The study shows playing football normalise blood pressure and reduce risk of stroke.

Written by Agencies | London | Published: October 16, 2012 7:05:05 pm

Good news for football lovers! Scientists have discovered that playing football is the best way to improve fitness,normalise blood pressure and reduce risk of stroke.

The study from Universities of Exeter and Copenhagen,and Gentofte University Hospital in Denmark found that playing the sport was more effective than other healthy lifestyle advices.

After six months of football training,three out of four men in the study had blood pressure within the normal,healthy range,the Daily Mail reported.

It has long been known that physical exercise can reduce blood pressure in patients with hypertension,but until now little evidence is available on which form of exercise is most effective.
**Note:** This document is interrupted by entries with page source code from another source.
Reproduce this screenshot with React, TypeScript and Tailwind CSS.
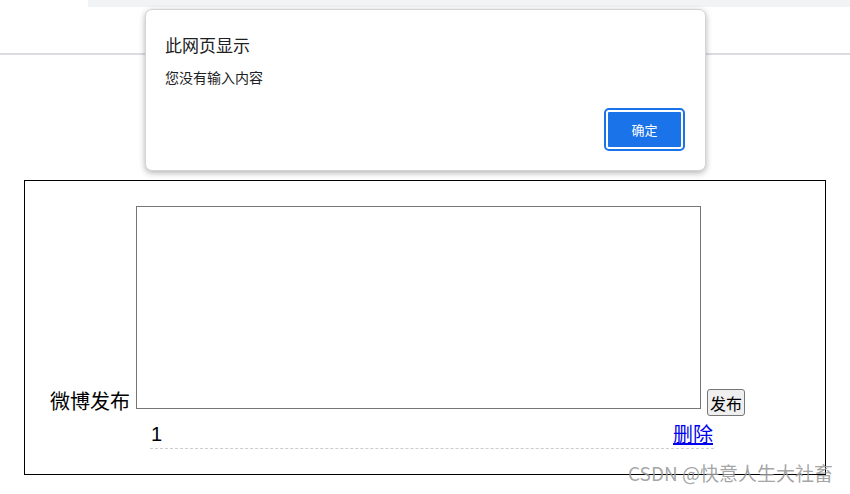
const cjk = { fontFamily: '"Noto Sans CJK SC", "Liberation Sans", sans-serif' };

function AlertDialog() {
  return (
    <div
      className="absolute left-[145px] top-[9px] w-[561px] h-[162px] bg-white rounded-[7px] border border-[#d4d4d4] shadow-[0_2px_6px_rgba(0,0,0,0.3)]"
      style={cjk}
    >
      <div className="pl-[19px] pt-[23px] text-[17px] leading-[24px] text-[#202124]">此网页显示</div>
      <div className="pl-[19px] pt-[10px] text-[14px] leading-[20px] text-[#202124]">您没有输入内容</div>
      <div className="flex justify-end pr-[20px] pt-[21px]">
        <button className="w-[81px] h-[43px] rounded-[5px] bg-[#1a73e8] text-white text-[13px] border-2 border-[#1a73e8] outline outline-2 outline-white -outline-offset-4">
          确定
        </button>
      </div>
    </div>
  );
}

export default function App() {
  return (
    <div className="relative w-[850px] h-[494px] bg-white overflow-hidden" style={cjk}>
      <div className="flex h-[7px]">
        <div className="w-[88px] bg-white" />
        <div className="flex-1 bg-[#f1f3f4]" />
      </div>
      <div className="h-[48px] border-b-2 border-[#dadce0]" />

      <div className="ml-[24px] mt-[125px] w-[802px] h-[295px] border border-black">
        <div className="flex items-end pt-[25px]">
          <span className="pl-[25px] pr-[6px] mb-[-5px] text-[20px] leading-[26px] text-black">微博发布</span>
          <textarea className="w-[565px] h-[203px] border border-[#767676] resize-none outline-none" />
          <button className="ml-[6px] mb-[-7px] h-[27px] px-[2px] border border-[#767676] rounded-[3px] bg-[#efefef] text-[16px] leading-[22px] text-black">
            发布
          </button>
        </div>
        <ul className="ml-[125px] mt-[10px] w-[564px]">
          <li className="flex justify-between items-center h-[30px] border-b border-dashed border-[#cccccc] text-[20px] leading-[26px]">
            <span className="pl-[1px] text-black" style={{ fontFamily: '"Liberation Sans", sans-serif' }}>1</span>
            <a href="#" className="mr-[1px] text-[#0000ee] underline">删除</a>
          </li>
        </ul>
      </div>

      <div className="absolute right-[17px] top-[461px] text-[19px] leading-[24px] text-[#9a9a9a]/90">
        CSDN @快意人生大社畜
      </div>

      <AlertDialog />
    </div>
  );
}
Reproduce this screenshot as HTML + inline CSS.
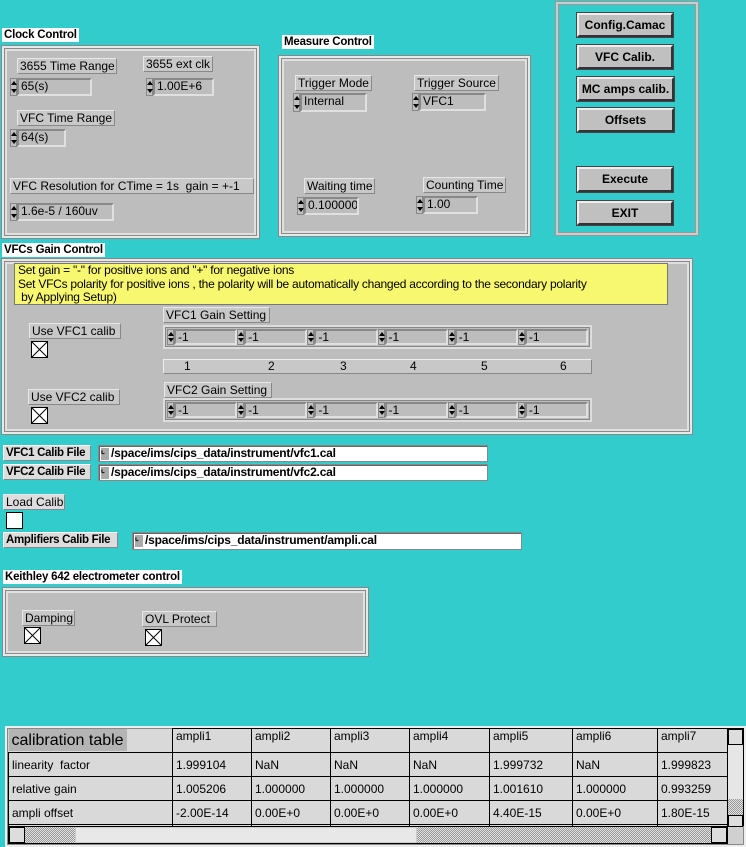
<!DOCTYPE html>
<html><head><meta charset="utf-8"><style>
*{box-sizing:border-box;margin:0;padding:0}
body{width:746px;height:847px;background:#33cccc;position:relative;overflow:hidden;font-family:"Liberation Sans",sans-serif;font-size:12px;color:#000}
.a{position:absolute}
.t{position:absolute;background:#fff;font-weight:bold;font-size:11.5px;line-height:14px;padding:0 2px;white-space:nowrap;letter-spacing:-0.2px}
.p{position:absolute;background:#bdbdbd;border:2px solid #e8e8e8;box-shadow:inset 0 0 0 1px #8a8a8a, inset 0 0 0 3px #e0e0e0,0 0 0 1px #888}
.l{position:absolute;background:#c8c8c8;border:1px solid #e8e8e8;border-right-color:#888;border-bottom-color:#888;font-size:12px;line-height:14px;padding:0 2px;white-space:nowrap}
.f{position:absolute;display:flex}
.g{position:relative;display:flex;flex:1;height:16px}
.s{width:7px;height:100%;background:#c0c0c0;border:1px solid #888;position:relative}
.s:before{content:"";position:absolute;left:0;top:2px;border:3px solid transparent;border-bottom:4px solid #000;border-top:0}
.s:after{content:"";position:absolute;left:0;bottom:2px;border:3px solid transparent;border-top:4px solid #000;border-bottom:0}
.v{flex:1;background:#bdbdbd;border:2px solid #e0e0e0;border-top-color:#888;border-left-color:#888;line-height:13px;padding-left:2px;font-size:12px;white-space:nowrap;overflow:hidden}
.cb{position:absolute;width:17px;height:17px;background:#fff;border:1px solid #000}
.cb svg{display:block}
.b{position:absolute;background:#c0c0c0;border:2px solid #eee;border-right-color:#333;border-bottom-color:#333;font-weight:bold;font-size:12px;text-align:center;line-height:20px;box-shadow:0 0 0 1px #444}
.fp{position:absolute;background:#fff;border:1px solid #888;box-shadow:inset 1px 1px 0 #666;font-weight:bold;font-size:12px;line-height:15px;padding-left:12px;letter-spacing:-0.2px}
.fp i{position:absolute;left:2px;top:2px;width:8px;height:12px;background:#aaa;font-style:normal;font-size:9px;line-height:12px}
.lb{position:absolute;background:#ddd;border:1px solid #fff;border-right-color:#888;border-bottom-color:#888;font-weight:bold;font-size:11.5px;line-height:14px;padding:0 2px;letter-spacing:-0.3px;white-space:nowrap}
table{border-collapse:collapse}
td{border:1px solid #000;height:24px;padding:0 3px;font-size:12px;background:#d9d9d9;white-space:nowrap}
.dot{background:repeating-conic-gradient(#999 0 25%,#e0e0e0 0 50%) 0 0/2px 2px}
</style></head><body>

<div class="t" style="left:2px;top:28px">Clock Control</div>
<div class="p" style="left:2px;top:46px;width:257px;height:192px"></div>
<div class="l" style="left:17px;top:58px;width:100px">3655 Time Range</div>
<div class="f" style="left:10px;top:78px;width:82px;height:18px"><div class="s"></div><div class="v">65(s)</div></div>
<div class="l" style="left:143px;top:56px;width:70px">3655 ext clk</div>
<div class="f" style="left:146px;top:78px;width:68px;height:18px"><div class="s"></div><div class="v">1.00E+6</div></div>
<div class="l" style="left:17px;top:110px;width:98px">VFC Time Range</div>
<div class="f" style="left:10px;top:129px;width:56px;height:18px"><div class="s"></div><div class="v">64(s)</div></div>
<div class="l" style="left:10px;top:178px;width:244px">VFC Resolution for CTime = 1s&nbsp; gain = +-1</div>
<div class="f" style="left:10px;top:203px;width:104px;height:18px"><div class="s"></div><div class="v">1.6e-5 / 160uv</div></div>

<div class="t" style="left:282px;top:35px">Measure Control</div>
<div class="p" style="left:279px;top:56px;width:251px;height:180px"></div>
<div class="l" style="left:295px;top:75px;width:77px">Trigger Mode</div>
<div class="f" style="left:293px;top:93px;width:74px;height:19px"><div class="s"></div><div class="v">Internal</div></div>
<div class="l" style="left:414px;top:75px;width:85px">Trigger Source</div>
<div class="f" style="left:412px;top:93px;width:74px;height:18px"><div class="s"></div><div class="v">VFC1</div></div>
<div class="l" style="left:304px;top:178px;width:71px">Waiting time</div>
<div class="f" style="left:297px;top:197px;width:62px;height:18px"><div class="s"></div><div class="v">0.100000</div></div>
<div class="l" style="left:423px;top:177px;width:83px">Counting Time</div>
<div class="f" style="left:416px;top:196px;width:62px;height:18px"><div class="s"></div><div class="v">1.00</div></div>

<div class="a" style="left:556px;top:2px;width:142px;height:233px;border:2px solid #ccc;box-shadow:0 0 0 1px #999,inset 0 0 0 1px #999"></div>
<div class="b" style="left:577px;top:13px;width:96px;height:24px">Config.Camac</div>
<div class="b" style="left:577px;top:45px;width:96px;height:24px">VFC Calib.</div>
<div class="b" style="left:577px;top:77px;width:97px;height:24px">MC amps calib.</div>
<div class="b" style="left:577px;top:108px;width:97px;height:24px">Offsets</div>
<div class="b" style="left:577px;top:167px;width:96px;height:25px">Execute</div>
<div class="b" style="left:577px;top:201px;width:96px;height:24px">EXIT</div>

<div class="t" style="left:2px;top:243px">VFCs Gain Control</div>
<div class="p" style="left:2px;top:259px;width:690px;height:175px"></div>
<div class="a" style="left:14px;top:263px;width:654px;height:42px;background:#f8f870;border:1px solid #777;font-size:12px;line-height:13.5px;padding-left:3px;letter-spacing:-0.25px">Set gain = "-" for positive ions and "+" for negative ions<br>Set VFCs polarity for positive ions , the polarity will be automatically changed according to the secondary polarity<br>&nbsp;by Applying Setup)</div>
<div class="l" style="left:163px;top:307px;width:107px">VFC1 Gain Setting</div>
<div class="l" style="left:29px;top:323px;width:92px">Use VFC1 calib</div>
<div class="cb" style="left:31px;top:341px"><svg width="15" height="15"><path d="M0 0L15 15M15 0L0 15" stroke="#000"/></svg></div>
<div class="a" style="left:163px;top:325px;width:429px;height:24px;border:2px solid #ddd;box-shadow:inset 0 0 0 1px #888;display:flex;padding:2px 2px">
<div class="g"><div class="s"></div><div class="v">-1</div></div><div class="g"><div class="s"></div><div class="v">-1</div></div><div class="g"><div class="s"></div><div class="v">-1</div></div><div class="g"><div class="s"></div><div class="v">-1</div></div><div class="g"><div class="s"></div><div class="v">-1</div></div><div class="g"><div class="s"></div><div class="v">-1</div></div></div>
<div class="a" style="left:163px;top:359px;width:429px;height:15px;background:#c8c8c8;border:1px solid #eee;border-right-color:#888;border-bottom-color:#888;font-size:12px;line-height:13px">
<span class="a" style="left:20px">1</span><span class="a" style="left:104px">2</span><span class="a" style="left:176px">3</span><span class="a" style="left:246px">4</span><span class="a" style="left:317px">5</span><span class="a" style="left:396px">6</span></div>
<div class="l" style="left:164px;top:382px;width:108px">VFC2 Gain Setting</div>
<div class="l" style="left:28px;top:389px;width:92px">Use VFC2 calib</div>
<div class="cb" style="left:31px;top:407px"><svg width="15" height="15"><path d="M0 0L15 15M15 0L0 15" stroke="#000"/></svg></div>
<div class="a" style="left:163px;top:398px;width:429px;height:24px;border:2px solid #ddd;box-shadow:inset 0 0 0 1px #888;display:flex;padding:2px 2px">
<div class="g"><div class="s"></div><div class="v">-1</div></div><div class="g"><div class="s"></div><div class="v">-1</div></div><div class="g"><div class="s"></div><div class="v">-1</div></div><div class="g"><div class="s"></div><div class="v">-1</div></div><div class="g"><div class="s"></div><div class="v">-1</div></div><div class="g"><div class="s"></div><div class="v">-1</div></div></div>

<div class="lb" style="left:3px;top:445px;width:88px">VFC1 Calib File</div>
<div class="fp" style="left:98px;top:445px;width:390px;height:17px"><i>ᒡ</i>/space/ims/cips_data/instrument/vfc1.cal</div>
<div class="lb" style="left:3px;top:464px;width:88px">VFC2 Calib File</div>
<div class="fp" style="left:98px;top:464px;width:390px;height:17px"><i>ᒡ</i>/space/ims/cips_data/instrument/vfc2.cal</div>
<div class="l" style="left:3px;top:494px;width:62px;background:#ddd">Load Calib</div>
<div class="cb" style="left:6px;top:512px"></div>
<div class="lb" style="left:3px;top:532px;width:115px">Amplifiers Calib File</div>
<div class="fp" style="left:132px;top:532px;width:390px;height:18px"><i>ᒡ</i>/space/ims/cips_data/instrument/ampli.cal</div>

<div class="t" style="left:3px;top:570px">Keithley 642 electrometer control</div>
<div class="p" style="left:3px;top:588px;width:365px;height:68px"></div>
<div class="l" style="left:22px;top:610px;width:53px">Damping</div>
<div class="cb" style="left:24px;top:627px"><svg width="15" height="15"><path d="M0 0L15 15M15 0L0 15" stroke="#000"/></svg></div>
<div class="l" style="left:142px;top:611px;width:75px">OVL Protect</div>
<div class="cb" style="left:145px;top:629px"><svg width="15" height="15"><path d="M0 0L15 15M15 0L0 15" stroke="#000"/></svg></div>

<div class="a" style="left:5px;top:726px;width:741px;height:121px;background:#d0d0d0;border:2px solid #eee;box-shadow:inset 0 0 0 1px #888;overflow:hidden">
<div class="a" style="left:1px;top:0;width:720px;height:100px;overflow:hidden">
<table style="position:absolute;left:0;top:0;width:760px">
<tr><td style="width:164px;border:none;background:#d9d9d9;padding:0;height:22px"><div style="width:118px;height:22px;background:#b4b4b4;font-size:16px;line-height:24px;padding-left:3px">calibration table</div></td><td style="width:79px;vertical-align:top">ampli1</td><td style="width:79px;vertical-align:top">ampli2</td><td style="width:79px;vertical-align:top">ampli3</td><td style="width:80px;vertical-align:top">ampli4</td><td style="width:83px;vertical-align:top">ampli5</td><td style="width:85px;vertical-align:top">ampli6</td><td style="vertical-align:top">ampli7</td></tr>
<tr><td>linearity&nbsp; factor</td><td>1.999104</td><td>NaN</td><td>NaN</td><td>NaN</td><td>1.999732</td><td>NaN</td><td>1.999823</td></tr>
<tr><td>relative gain</td><td>1.005206</td><td>1.000000</td><td>1.000000</td><td>1.000000</td><td>1.001610</td><td>1.000000</td><td>0.993259</td></tr>
<tr><td>ampli offset</td><td>-2.00E-14</td><td>0.00E+0</td><td>0.00E+0</td><td>0.00E+0</td><td>4.40E-15</td><td>0.00E+0</td><td>1.80E-15</td></tr>
<tr><td>&nbsp;</td><td></td><td></td><td></td><td></td><td></td><td></td><td></td></tr>
</table></div>
<div class="a dot" style="left:1px;top:98px;width:720px;height:18px;border:1px solid #000">
<div class="a" style="left:0;top:0;width:16px;height:16px;border:1px solid #000;background:#ddd"></div>
<div class="a" style="left:66px;top:0;width:342px;height:16px;background:#e8e8e8;border:1px solid #ccc"></div>
<div class="a" style="right:0;top:0;width:16px;height:16px;border:1px solid #000;background:#ddd"></div></div>
<div class="a" style="left:720px;top:0;width:17px;height:98px;background:#e6e6e6;border:1px solid #000">
<div class="a" style="left:0;top:0;width:15px;height:16px;border:1px solid #000;background:#ddd"></div>
<div class="a dot" style="left:0;top:70px;width:15px;height:18px"></div>
<div class="a" style="left:0;top:86px;width:15px;height:12px;border:1px solid #000;background:#ddd"></div></div>
</div>
</body></html>
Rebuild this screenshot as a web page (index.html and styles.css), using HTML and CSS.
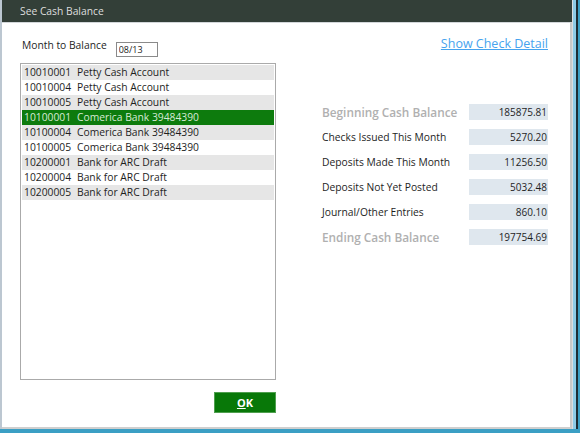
FILE: index.html
```html
<!DOCTYPE html>
<html lang="en">
<head>
    <meta charset="UTF-8">
    <meta name="viewport" content="width=device-width, initial-scale=1.0">
    <title>See Cash Balance</title>
    <link rel="stylesheet" href="styles.css">
</head>
<body>

    <div class="window">
        <div class="titlebar">See Cash Balance</div>

        <div class="dialog">
            <div class="top-row">
                <label class="month-label" for="month">Month to Balance</label>
                <input class="month-input" type="text" id="month" value="08/13">
                <a class="detail-link" href="#">Show Check Detail</a>
            </div>

            <div class="main">
                <div class="left-col">
                    <div class="acct-list">
                        <div class="acct-row"><span class="acct-code">10010001</span>Petty Cash Account</div>
                        <div class="acct-row"><span class="acct-code">10010004</span>Petty Cash Account</div>
                        <div class="acct-row"><span class="acct-code">10010005</span>Petty Cash Account</div>
                        <div class="acct-row selected"><span class="acct-code">10100001</span>Comerica Bank 39484390</div>
                        <div class="acct-row"><span class="acct-code">10100004</span>Comerica Bank 39484390</div>
                        <div class="acct-row"><span class="acct-code">10100005</span>Comerica Bank 39484390</div>
                        <div class="acct-row"><span class="acct-code">10200001</span>Bank for ARC Draft</div>
                        <div class="acct-row"><span class="acct-code">10200004</span>Bank for ARC Draft</div>
                        <div class="acct-row"><span class="acct-code">10200005</span>Bank for ARC Draft</div>
                    </div>
                    <div class="actions">
                        <button class="btn-ok"><u>O</u>K</button>
                    </div>
                </div>

                <div class="totals">
                    <div class="total-row">
                        <span class="total-label strong">Beginning Cash Balance</span>
                        <span class="total-value">185875.81</span>
                    </div>
                    <div class="total-row">
                        <span class="total-label">Checks Issued This Month</span>
                        <span class="total-value">5270.20</span>
                    </div>
                    <div class="total-row">
                        <span class="total-label">Deposits Made This Month</span>
                        <span class="total-value">11256.50</span>
                    </div>
                    <div class="total-row">
                        <span class="total-label">Deposits Not Yet Posted</span>
                        <span class="total-value">5032.48</span>
                    </div>
                    <div class="total-row">
                        <span class="total-label">Journal/Other Entries</span>
                        <span class="total-value">860.10</span>
                    </div>
                    <div class="total-row">
                        <span class="total-label strong">Ending Cash Balance</span>
                        <span class="total-value">197754.69</span>
                    </div>
                </div>
            </div>
        </div>
    </div>

</body>
</html>
```

FILE: styles.css
```css
* {
    margin: 0;
    padding: 0;
    box-sizing: border-box;
}
body {
    font-family: "Open Sans", "Noto Sans", sans-serif;
    font-size: 10.3px;
    color: #1e1e1e;
    background-color: #3b9fc4;
    width: 580px;
    height: 433px;
    overflow: hidden;
}
.window {
    width: 572px;
    height: 429px;
    border-left: 2px solid #bcc7d1;
    background-color: #fff;
    display: flex;
    flex-direction: column;
    box-shadow: 1px 0 0 #d9dde0, 4px 0 0 #8dcbe6, 6px 0 0 #1d2c33;
}
.titlebar {
    height: 22px;
    line-height: 22px;
    padding-left: 18px;
    background-color: #333f38;
    color: #dedede;
}
.dialog {
    flex: 1;
    border-top: 1px solid #d3d7da;
    border-right: 2px solid #c9c9c9;
    border-bottom: 2px solid #cfcfcf;
    padding: 13px 22px 0 18px;
}
.top-row {
    display: flex;
    align-items: flex-start;
}
.month-label {
    line-height: 14px;
    margin: 2px 0 0 2px;
}
.month-input {
    margin: 6px 0 0 9px;
    width: 42px;
    height: 15px;
    border: 1px solid #8a8a8a;
    font-family: "Open Sans", sans-serif;
    font-size: 9px;
    padding: 0 2px;
    color: #222;
}
.detail-link {
    margin-left: auto;
    font-size: 12.5px;
    line-height: 16px;
    color: #46a3ee;
    text-decoration: underline;
}
.main {
    display: flex;
    margin-top: 6px;
}
.left-col {
    width: 256px;
}
.acct-list {
    height: 317px;
    border: 1px solid #aaa;
    padding: 1px;
}
.acct-row {
    height: 15px;
    line-height: 15px;
    padding-left: 2px;
    white-space: nowrap;
}
.acct-row:nth-child(odd) {
    background-color: #e6e6e6;
}
.acct-row.selected {
    background-color: #0d7b0d;
    color: #d6ead6;
}
.acct-code {
    display: inline-block;
    width: 53px;
}
.actions {
    display: flex;
    justify-content: flex-end;
    margin-top: 12px;
}
.btn-ok {
    width: 62px;
    height: 21px;
    background-color: #087808;
    border: 1px solid #4f9f4f;
    color: #fff;
    font-family: "Open Sans", sans-serif;
    font-weight: 700;
    font-size: 11px;
}
.totals {
    flex: 1;
    margin-left: 46px;
    padding-top: 41px;
    display: flex;
    flex-direction: column;
    gap: 9px;
}
.total-row {
    display: flex;
    justify-content: space-between;
    align-items: center;
    height: 16px;
}
.total-label.strong {
    font-size: 11.8px;
    font-weight: 600;
    color: #b0b0b0;
}
.total-value {
    width: 79px;
    height: 16px;
    line-height: 16px;
    background-color: #dfe7ee;
    text-align: right;
    padding-right: 1px;
    font-size: 10px;
}
```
The research team recruited 33 men aged between 33 and 54 with mild to moderate hypertension.

They randomly divided them in two groups: one took part in two hour-long football training sessions a week while the other received usual care by general practitioner (GP) including advice about the importance of physical activity and a healthy diet,together with control blood pressure measurements.

The effects on exercise capacity,maximal oxygen uptake,body fat and blood pressure,were monitored after three months and at the end of the six-month trial.

For the football-playing group,average mean blood pressure was reduced by 10 mmHg,while the reduction was only 5 mmHg in the control group receiving the usual GP advice.

Oxygen uptake and exercise capacity also improved by 10 per cent among the footballers,with resting heart rate decreasing by eight beats per minute and body fat mass dropping by an average of 1.8 kilogrammes.

There were no significant changes to these health measures in the control group.

The men who had taken part in football training were also found to be less physically strained during moderate intensity exercise. When taking part in activities such as cycling,they had markedly lower heart rates and elevated fat burning.

“Only two hour-long football training sessions a week for six months caused a remarkable 13/8 mmHg in arterial blood pressure,with three out of four participants normalising their blood pressure during the study period,” lead researcher Professor Peter Krustrup of the University of Exeter said.

Senior cardiologist from Gentofte University Hospital in Denmark,Peter Riis Hansen,also emphasised that evidence suggested that the decrease in blood pressure after football training lead to a considerable reduction in the risk of stroke,myocardial infarction and death.

The study was published in the journal Medicine and Science in Sports and Exercise.